▸ Given instruction: Find every line below that contains the word "Output" and copy it out.

▸ Records for processing:
— Begin —
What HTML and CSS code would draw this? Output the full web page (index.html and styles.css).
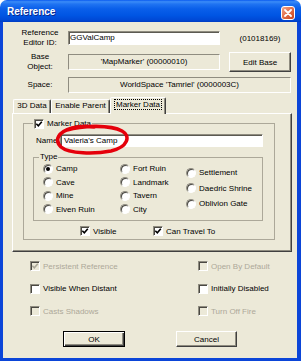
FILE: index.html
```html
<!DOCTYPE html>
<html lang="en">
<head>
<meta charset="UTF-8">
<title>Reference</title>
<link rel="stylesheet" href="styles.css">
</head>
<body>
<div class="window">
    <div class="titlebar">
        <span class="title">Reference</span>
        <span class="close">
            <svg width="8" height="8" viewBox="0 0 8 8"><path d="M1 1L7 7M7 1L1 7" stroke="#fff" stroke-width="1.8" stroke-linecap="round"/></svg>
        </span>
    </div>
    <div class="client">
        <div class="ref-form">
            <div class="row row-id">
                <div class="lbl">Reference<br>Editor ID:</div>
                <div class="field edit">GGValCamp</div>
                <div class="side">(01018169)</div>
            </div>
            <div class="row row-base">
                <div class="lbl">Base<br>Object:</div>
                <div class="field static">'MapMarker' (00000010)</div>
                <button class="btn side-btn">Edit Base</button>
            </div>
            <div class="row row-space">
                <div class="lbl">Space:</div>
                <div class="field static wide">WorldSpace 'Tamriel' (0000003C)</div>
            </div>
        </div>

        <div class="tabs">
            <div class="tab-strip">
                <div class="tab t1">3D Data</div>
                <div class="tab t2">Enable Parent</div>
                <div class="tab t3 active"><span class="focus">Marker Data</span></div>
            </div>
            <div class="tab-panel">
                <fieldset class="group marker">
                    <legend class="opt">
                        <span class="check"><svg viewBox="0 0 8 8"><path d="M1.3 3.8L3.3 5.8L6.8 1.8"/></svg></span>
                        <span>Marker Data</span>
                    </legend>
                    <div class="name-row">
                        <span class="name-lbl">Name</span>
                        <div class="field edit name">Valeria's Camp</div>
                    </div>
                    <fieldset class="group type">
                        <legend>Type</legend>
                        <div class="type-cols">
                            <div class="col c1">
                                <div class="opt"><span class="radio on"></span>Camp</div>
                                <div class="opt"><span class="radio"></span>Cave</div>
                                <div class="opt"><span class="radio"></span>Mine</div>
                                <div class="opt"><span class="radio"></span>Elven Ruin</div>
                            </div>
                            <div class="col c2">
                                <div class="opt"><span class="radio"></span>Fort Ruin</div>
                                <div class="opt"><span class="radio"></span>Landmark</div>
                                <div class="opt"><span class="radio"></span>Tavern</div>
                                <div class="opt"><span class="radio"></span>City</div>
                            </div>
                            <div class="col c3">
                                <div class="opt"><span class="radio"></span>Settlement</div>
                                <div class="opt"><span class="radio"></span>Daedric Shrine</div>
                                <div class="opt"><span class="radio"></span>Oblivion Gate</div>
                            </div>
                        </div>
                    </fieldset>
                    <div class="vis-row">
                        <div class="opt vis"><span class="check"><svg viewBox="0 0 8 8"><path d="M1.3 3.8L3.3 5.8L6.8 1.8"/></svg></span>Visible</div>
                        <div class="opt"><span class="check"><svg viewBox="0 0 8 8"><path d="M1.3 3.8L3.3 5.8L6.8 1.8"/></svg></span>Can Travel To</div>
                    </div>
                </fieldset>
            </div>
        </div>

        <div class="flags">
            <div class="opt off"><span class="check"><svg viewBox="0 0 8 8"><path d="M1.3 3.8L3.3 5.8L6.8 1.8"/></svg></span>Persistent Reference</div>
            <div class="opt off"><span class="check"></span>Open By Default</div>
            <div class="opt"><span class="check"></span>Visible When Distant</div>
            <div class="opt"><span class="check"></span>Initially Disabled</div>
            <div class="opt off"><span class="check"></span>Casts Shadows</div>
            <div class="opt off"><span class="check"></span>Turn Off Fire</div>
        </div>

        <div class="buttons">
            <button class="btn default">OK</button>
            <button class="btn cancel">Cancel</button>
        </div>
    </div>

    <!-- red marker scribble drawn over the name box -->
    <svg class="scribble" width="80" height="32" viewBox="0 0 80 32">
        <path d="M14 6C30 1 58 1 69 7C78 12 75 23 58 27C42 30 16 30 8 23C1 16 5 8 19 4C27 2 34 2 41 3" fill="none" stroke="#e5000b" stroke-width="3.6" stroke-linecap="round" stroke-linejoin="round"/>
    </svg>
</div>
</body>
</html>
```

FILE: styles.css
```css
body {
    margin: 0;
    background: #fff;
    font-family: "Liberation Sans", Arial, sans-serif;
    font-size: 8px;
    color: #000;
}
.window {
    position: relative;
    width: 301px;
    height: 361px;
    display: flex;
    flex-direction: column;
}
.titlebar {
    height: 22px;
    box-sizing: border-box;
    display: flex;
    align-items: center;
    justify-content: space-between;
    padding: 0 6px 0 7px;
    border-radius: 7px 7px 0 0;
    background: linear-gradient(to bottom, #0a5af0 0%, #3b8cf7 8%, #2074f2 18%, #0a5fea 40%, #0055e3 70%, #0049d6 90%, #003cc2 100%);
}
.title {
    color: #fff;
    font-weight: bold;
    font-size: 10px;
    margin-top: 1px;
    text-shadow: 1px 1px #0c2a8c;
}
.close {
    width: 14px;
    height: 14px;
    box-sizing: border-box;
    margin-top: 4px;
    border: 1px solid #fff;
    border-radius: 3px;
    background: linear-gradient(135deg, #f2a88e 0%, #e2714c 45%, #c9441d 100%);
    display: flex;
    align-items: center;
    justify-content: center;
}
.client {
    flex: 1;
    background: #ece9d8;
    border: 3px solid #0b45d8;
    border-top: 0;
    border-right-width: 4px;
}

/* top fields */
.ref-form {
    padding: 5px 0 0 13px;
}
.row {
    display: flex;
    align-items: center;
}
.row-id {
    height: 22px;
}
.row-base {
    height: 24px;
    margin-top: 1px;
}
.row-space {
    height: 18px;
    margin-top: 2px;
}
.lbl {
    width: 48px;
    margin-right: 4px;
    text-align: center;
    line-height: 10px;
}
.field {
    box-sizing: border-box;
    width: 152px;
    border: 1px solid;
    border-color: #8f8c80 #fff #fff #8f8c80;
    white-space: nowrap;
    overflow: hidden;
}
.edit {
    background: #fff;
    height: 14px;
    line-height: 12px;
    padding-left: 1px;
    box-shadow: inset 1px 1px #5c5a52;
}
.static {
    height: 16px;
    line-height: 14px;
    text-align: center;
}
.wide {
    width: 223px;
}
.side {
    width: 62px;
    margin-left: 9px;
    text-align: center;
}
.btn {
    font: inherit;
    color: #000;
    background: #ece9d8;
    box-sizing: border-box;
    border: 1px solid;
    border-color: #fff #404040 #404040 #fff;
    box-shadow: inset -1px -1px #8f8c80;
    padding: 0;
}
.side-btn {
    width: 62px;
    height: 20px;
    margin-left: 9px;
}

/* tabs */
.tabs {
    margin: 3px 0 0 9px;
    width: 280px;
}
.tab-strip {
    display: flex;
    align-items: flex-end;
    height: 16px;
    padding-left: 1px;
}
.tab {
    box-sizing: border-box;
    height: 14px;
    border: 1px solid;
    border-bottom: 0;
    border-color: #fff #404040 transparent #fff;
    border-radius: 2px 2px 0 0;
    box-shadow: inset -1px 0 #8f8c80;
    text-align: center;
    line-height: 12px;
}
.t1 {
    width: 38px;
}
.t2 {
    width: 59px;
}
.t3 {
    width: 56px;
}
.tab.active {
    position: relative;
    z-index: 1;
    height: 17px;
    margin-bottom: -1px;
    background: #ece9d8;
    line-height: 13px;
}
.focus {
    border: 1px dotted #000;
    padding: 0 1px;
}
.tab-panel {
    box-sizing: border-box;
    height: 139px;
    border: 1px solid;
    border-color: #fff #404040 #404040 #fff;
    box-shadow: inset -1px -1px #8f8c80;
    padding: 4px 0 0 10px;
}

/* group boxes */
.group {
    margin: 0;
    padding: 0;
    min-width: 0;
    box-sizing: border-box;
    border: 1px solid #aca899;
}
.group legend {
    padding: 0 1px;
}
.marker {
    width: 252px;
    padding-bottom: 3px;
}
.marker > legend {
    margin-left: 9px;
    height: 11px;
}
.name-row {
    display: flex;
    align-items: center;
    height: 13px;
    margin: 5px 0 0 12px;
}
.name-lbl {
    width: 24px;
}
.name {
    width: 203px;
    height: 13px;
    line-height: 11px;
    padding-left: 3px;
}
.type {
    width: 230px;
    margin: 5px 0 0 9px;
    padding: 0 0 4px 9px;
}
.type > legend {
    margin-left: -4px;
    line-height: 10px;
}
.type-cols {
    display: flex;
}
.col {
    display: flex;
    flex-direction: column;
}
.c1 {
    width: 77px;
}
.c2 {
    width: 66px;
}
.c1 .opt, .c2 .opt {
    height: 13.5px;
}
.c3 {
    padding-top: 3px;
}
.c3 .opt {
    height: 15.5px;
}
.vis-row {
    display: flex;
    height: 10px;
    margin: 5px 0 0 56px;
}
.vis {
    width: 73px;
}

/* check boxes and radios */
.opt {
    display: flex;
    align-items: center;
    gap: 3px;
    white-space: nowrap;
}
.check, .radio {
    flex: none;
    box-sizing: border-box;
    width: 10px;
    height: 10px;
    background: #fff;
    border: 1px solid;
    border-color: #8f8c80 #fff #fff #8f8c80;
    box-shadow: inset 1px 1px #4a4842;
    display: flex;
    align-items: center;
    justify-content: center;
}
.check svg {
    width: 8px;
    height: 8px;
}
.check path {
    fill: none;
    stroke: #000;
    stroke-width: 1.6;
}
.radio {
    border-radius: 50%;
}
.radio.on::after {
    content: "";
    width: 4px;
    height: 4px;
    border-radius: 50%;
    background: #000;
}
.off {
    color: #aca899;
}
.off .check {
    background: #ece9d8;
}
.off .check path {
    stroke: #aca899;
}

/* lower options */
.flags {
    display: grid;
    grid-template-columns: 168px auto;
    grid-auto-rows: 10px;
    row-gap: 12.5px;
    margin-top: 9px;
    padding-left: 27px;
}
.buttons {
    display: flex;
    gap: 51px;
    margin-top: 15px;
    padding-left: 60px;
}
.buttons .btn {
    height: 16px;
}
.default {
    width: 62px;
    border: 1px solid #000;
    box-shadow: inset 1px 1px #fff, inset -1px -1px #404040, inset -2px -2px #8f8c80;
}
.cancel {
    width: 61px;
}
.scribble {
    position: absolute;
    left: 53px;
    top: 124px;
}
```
— End —
— Begin —
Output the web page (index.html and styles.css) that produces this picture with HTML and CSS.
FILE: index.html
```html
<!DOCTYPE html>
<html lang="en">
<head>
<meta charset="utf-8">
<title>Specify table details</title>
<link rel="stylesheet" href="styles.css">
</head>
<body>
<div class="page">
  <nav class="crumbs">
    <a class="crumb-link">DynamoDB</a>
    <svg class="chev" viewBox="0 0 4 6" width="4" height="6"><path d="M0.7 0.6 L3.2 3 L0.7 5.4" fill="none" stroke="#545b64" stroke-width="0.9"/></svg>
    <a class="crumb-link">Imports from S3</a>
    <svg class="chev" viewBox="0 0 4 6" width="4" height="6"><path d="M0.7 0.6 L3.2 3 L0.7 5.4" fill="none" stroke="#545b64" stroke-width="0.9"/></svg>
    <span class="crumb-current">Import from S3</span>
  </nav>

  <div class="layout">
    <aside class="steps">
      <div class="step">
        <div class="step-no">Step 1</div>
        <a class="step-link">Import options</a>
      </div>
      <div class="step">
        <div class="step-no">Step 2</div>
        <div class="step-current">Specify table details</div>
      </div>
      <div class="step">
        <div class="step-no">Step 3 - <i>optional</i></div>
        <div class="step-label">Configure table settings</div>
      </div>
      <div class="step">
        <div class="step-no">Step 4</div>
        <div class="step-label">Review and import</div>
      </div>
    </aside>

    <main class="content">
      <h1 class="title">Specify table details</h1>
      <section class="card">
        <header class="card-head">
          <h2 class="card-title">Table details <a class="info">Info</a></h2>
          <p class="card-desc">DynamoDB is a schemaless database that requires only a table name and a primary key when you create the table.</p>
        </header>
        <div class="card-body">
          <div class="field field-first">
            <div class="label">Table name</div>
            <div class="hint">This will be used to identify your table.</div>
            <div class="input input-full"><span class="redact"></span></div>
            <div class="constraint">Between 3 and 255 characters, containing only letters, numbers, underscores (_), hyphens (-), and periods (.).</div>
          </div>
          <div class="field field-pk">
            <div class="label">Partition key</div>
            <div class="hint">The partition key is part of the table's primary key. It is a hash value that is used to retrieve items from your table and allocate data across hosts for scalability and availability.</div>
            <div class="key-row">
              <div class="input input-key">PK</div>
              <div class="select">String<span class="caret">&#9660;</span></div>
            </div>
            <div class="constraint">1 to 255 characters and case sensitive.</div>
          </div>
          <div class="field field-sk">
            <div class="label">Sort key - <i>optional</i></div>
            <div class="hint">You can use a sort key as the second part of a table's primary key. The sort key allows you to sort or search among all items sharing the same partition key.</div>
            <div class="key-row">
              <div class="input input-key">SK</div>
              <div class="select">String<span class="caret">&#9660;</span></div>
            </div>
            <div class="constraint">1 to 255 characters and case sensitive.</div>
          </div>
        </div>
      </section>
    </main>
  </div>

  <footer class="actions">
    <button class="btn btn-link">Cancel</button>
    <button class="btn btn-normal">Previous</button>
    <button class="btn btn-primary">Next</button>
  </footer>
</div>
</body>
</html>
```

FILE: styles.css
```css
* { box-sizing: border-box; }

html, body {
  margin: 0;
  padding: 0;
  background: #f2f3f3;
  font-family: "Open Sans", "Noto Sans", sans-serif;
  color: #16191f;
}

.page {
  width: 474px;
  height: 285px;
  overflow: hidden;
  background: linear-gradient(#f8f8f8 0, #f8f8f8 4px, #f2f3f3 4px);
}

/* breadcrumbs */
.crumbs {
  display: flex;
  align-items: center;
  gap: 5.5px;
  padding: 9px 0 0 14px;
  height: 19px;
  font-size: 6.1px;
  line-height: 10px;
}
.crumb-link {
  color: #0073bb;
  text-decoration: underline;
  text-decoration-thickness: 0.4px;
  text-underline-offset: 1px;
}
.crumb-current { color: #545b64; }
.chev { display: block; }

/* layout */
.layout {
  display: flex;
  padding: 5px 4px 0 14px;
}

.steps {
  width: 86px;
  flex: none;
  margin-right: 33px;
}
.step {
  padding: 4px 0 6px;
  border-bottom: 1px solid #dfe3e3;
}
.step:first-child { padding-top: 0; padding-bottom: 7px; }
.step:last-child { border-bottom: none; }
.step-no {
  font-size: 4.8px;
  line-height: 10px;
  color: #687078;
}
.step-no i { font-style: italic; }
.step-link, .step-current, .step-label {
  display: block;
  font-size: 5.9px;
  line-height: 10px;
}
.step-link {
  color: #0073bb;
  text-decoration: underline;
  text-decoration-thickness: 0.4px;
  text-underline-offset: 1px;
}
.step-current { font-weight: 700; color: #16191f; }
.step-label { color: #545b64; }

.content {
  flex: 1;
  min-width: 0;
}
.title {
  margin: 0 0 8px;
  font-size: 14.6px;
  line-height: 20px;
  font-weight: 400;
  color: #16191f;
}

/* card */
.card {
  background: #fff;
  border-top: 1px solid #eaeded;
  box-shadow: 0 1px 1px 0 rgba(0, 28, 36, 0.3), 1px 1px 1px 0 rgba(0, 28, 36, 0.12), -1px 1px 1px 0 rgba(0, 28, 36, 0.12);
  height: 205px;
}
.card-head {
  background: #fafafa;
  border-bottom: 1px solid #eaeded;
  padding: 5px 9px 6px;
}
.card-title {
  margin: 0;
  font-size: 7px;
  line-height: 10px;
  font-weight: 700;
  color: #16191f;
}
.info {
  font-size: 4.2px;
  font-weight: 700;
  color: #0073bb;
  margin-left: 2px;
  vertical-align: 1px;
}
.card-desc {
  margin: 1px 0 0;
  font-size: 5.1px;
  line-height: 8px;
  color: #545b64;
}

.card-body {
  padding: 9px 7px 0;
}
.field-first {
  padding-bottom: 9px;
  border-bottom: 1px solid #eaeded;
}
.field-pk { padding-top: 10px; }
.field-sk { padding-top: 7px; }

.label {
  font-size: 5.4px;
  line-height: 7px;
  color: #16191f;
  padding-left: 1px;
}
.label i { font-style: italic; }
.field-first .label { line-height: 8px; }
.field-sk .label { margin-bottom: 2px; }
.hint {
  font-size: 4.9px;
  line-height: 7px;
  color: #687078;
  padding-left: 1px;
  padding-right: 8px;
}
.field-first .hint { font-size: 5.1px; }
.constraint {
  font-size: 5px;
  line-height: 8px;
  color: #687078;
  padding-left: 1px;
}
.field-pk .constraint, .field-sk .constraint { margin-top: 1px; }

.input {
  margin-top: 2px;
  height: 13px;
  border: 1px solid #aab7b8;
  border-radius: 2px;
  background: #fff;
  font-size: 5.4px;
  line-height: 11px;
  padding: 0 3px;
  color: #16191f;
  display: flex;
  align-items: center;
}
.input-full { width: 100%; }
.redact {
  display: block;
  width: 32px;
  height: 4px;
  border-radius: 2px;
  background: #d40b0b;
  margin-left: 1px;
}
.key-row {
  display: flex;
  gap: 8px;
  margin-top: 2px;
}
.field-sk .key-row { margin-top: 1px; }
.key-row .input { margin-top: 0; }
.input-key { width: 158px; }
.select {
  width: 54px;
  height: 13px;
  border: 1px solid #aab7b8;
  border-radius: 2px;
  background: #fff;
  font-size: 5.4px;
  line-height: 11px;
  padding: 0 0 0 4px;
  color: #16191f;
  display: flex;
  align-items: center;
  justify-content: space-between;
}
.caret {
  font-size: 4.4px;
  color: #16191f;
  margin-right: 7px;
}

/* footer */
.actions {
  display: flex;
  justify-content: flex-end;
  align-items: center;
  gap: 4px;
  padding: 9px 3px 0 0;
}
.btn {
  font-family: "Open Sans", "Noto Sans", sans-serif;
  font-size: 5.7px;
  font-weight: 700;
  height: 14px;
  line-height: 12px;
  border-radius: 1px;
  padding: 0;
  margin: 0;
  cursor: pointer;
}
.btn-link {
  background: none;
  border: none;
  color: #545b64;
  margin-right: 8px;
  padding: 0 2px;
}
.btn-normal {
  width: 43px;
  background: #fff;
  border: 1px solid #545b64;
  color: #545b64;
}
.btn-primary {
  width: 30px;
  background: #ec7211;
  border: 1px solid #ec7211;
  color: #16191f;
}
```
— End —
— Begin —
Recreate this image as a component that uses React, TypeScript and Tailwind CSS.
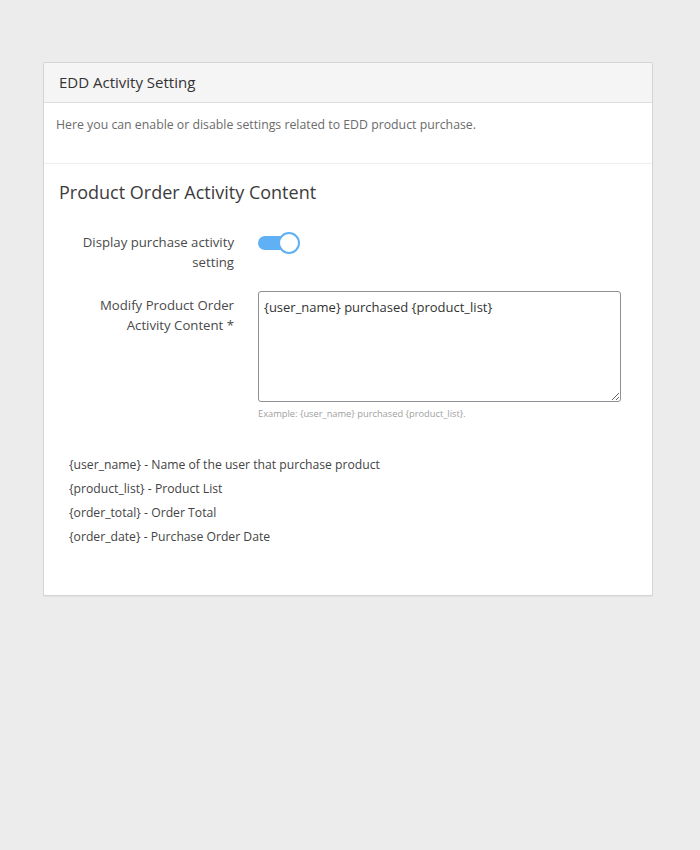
— End —
▸ Written response:
What HTML and CSS code would draw this? Output the full web page (index.html and styles.css).
Output the web page (index.html and styles.css) that produces this picture with HTML and CSS.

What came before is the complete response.